(begin)

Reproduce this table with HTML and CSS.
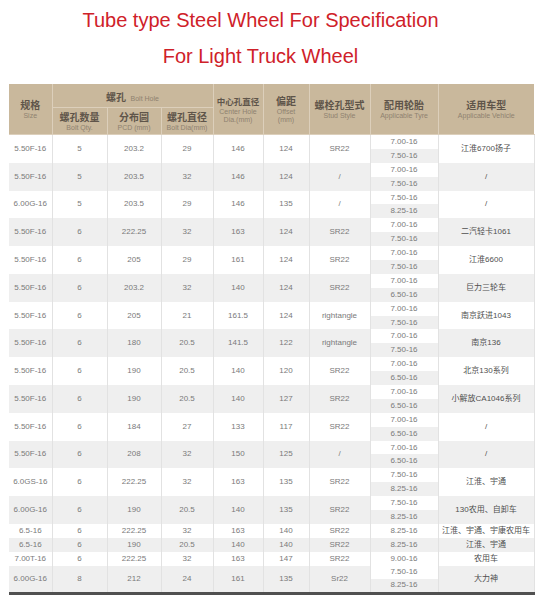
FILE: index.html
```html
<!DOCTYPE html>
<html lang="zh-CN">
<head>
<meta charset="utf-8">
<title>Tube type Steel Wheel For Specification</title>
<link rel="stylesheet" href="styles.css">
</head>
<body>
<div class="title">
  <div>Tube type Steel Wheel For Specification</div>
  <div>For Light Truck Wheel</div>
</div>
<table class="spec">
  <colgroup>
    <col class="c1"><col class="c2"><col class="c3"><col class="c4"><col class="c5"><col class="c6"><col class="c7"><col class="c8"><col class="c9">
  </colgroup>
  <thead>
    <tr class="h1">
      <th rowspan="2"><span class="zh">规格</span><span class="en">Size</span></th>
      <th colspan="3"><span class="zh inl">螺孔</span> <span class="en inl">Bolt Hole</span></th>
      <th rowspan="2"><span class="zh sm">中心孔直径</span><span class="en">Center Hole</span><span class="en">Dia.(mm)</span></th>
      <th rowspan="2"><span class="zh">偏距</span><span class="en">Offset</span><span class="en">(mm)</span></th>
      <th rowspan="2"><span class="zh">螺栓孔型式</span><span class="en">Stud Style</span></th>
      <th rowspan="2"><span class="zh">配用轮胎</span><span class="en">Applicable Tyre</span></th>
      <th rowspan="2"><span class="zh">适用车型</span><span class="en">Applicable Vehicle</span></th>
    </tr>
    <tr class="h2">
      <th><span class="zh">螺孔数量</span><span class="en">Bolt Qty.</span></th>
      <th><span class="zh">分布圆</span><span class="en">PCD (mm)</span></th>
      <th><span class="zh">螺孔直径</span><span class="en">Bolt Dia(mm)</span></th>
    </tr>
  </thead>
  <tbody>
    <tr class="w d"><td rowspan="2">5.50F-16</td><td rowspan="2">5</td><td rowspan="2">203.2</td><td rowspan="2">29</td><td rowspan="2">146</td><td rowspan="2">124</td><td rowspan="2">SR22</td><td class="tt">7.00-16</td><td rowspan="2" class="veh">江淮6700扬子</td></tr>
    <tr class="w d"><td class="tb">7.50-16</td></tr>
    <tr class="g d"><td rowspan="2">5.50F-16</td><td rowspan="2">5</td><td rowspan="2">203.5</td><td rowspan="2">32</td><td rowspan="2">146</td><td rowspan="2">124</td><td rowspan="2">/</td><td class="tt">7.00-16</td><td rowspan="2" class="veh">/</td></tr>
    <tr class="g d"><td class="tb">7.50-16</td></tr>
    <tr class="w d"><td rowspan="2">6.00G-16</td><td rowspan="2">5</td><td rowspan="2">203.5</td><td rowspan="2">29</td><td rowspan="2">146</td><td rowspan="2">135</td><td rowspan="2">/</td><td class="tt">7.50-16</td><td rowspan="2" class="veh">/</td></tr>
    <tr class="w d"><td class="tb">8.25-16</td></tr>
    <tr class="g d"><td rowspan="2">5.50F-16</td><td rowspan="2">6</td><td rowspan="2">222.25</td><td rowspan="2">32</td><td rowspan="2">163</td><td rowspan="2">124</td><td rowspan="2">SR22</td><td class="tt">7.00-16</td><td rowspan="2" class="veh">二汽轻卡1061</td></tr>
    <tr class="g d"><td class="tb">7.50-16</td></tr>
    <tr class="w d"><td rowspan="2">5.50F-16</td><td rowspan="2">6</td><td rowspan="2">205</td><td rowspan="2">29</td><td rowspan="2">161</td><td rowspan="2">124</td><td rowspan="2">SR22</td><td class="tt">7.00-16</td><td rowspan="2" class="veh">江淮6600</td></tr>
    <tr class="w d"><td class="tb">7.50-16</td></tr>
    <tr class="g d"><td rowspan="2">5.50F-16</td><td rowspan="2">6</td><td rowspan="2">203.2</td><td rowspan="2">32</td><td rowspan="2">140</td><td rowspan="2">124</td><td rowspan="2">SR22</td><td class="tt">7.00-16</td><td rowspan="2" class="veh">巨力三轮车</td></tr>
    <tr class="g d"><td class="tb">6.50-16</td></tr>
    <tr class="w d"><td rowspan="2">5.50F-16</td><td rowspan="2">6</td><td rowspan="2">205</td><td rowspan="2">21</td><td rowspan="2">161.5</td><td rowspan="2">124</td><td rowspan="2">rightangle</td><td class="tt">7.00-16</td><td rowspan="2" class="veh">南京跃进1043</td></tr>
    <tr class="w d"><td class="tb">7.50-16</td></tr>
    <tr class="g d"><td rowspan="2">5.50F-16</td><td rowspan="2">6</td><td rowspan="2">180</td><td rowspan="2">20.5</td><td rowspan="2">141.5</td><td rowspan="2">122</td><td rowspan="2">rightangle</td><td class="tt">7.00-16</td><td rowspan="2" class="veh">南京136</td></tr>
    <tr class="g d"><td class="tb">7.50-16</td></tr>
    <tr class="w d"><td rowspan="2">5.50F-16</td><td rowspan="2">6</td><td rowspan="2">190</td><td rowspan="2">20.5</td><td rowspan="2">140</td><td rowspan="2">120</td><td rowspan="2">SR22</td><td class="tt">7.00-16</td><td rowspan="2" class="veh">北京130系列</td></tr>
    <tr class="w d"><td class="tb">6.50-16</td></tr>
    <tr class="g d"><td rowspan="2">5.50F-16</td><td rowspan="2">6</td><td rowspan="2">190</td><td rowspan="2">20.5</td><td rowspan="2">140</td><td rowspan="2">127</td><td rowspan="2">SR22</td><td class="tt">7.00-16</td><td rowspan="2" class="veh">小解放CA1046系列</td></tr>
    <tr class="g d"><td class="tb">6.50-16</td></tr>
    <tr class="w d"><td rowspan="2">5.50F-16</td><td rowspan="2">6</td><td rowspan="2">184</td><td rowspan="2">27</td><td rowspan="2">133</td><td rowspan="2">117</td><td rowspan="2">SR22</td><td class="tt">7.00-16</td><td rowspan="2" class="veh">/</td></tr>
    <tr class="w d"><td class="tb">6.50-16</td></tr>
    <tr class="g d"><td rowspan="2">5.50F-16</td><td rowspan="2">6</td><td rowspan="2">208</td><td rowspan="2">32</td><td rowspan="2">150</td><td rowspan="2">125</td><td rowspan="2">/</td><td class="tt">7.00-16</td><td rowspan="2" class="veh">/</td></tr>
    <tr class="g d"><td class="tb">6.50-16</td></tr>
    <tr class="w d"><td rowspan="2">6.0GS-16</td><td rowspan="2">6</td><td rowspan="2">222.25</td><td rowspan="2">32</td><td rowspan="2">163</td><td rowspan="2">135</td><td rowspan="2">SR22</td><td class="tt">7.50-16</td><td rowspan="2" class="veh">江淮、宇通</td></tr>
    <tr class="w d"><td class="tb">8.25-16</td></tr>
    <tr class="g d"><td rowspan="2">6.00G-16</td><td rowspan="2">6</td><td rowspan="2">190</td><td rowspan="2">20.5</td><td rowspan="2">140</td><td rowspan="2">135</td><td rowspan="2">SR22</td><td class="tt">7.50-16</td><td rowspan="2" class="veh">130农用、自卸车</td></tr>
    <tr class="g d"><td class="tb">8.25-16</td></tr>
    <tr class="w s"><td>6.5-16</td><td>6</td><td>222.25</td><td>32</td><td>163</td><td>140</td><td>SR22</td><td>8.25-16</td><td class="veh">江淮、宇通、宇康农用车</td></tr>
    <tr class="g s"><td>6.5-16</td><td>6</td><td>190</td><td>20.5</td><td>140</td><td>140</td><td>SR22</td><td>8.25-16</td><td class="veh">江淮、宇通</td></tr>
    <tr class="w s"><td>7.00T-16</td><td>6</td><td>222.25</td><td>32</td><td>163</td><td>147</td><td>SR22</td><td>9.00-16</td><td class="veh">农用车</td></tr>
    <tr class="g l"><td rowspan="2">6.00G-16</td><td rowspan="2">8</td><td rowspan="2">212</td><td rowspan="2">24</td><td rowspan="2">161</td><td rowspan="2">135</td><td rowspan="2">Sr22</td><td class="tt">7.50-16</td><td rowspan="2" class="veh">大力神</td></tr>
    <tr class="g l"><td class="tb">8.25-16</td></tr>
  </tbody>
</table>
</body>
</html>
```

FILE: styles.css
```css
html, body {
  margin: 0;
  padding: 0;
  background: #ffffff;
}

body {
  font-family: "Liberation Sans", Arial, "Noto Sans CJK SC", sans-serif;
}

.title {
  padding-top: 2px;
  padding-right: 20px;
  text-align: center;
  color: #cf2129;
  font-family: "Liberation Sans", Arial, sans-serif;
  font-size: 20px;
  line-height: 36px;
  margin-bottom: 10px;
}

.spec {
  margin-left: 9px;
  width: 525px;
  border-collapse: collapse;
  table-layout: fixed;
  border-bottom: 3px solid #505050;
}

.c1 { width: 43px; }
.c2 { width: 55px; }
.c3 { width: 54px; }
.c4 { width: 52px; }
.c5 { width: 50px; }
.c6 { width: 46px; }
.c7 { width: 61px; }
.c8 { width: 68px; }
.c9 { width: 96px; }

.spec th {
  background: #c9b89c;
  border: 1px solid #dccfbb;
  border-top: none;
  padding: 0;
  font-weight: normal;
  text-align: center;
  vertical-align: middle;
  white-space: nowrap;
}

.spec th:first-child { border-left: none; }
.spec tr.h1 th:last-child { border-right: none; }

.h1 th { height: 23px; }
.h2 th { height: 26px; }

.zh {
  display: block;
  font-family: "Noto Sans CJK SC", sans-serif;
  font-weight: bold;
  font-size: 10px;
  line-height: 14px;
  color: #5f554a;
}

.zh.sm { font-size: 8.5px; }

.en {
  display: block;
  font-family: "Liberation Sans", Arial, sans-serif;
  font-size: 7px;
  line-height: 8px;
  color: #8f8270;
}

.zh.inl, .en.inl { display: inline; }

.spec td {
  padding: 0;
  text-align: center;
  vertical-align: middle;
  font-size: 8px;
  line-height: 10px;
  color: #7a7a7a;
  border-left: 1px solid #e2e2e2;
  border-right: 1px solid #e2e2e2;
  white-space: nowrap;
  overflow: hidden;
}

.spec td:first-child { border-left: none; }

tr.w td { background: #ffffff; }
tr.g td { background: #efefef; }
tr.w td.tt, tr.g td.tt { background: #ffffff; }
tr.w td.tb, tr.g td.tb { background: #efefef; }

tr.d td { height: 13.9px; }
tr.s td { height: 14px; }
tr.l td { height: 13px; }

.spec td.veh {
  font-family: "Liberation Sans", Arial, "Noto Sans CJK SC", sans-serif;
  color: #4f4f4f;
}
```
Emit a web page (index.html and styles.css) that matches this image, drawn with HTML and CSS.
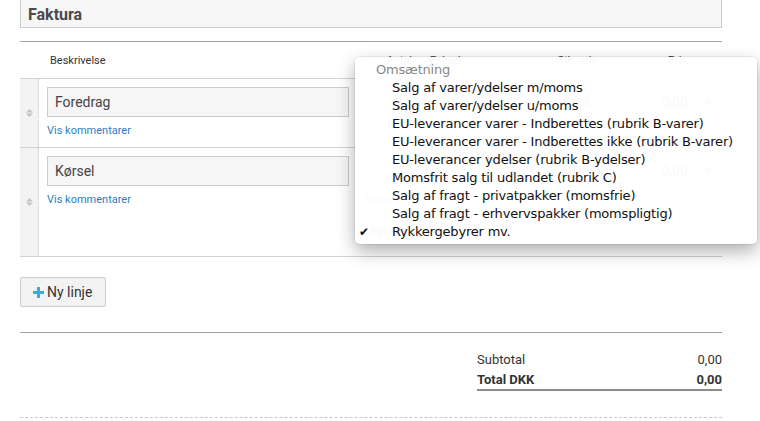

(end)

- Task prompt: Among the lines of the material, find those that hold the word "with" and copy them.

- Response to this task:
Reproduce this table with HTML and CSS.
Emit a web page (index.html and styles.css) that matches this image, drawn with HTML and CSS.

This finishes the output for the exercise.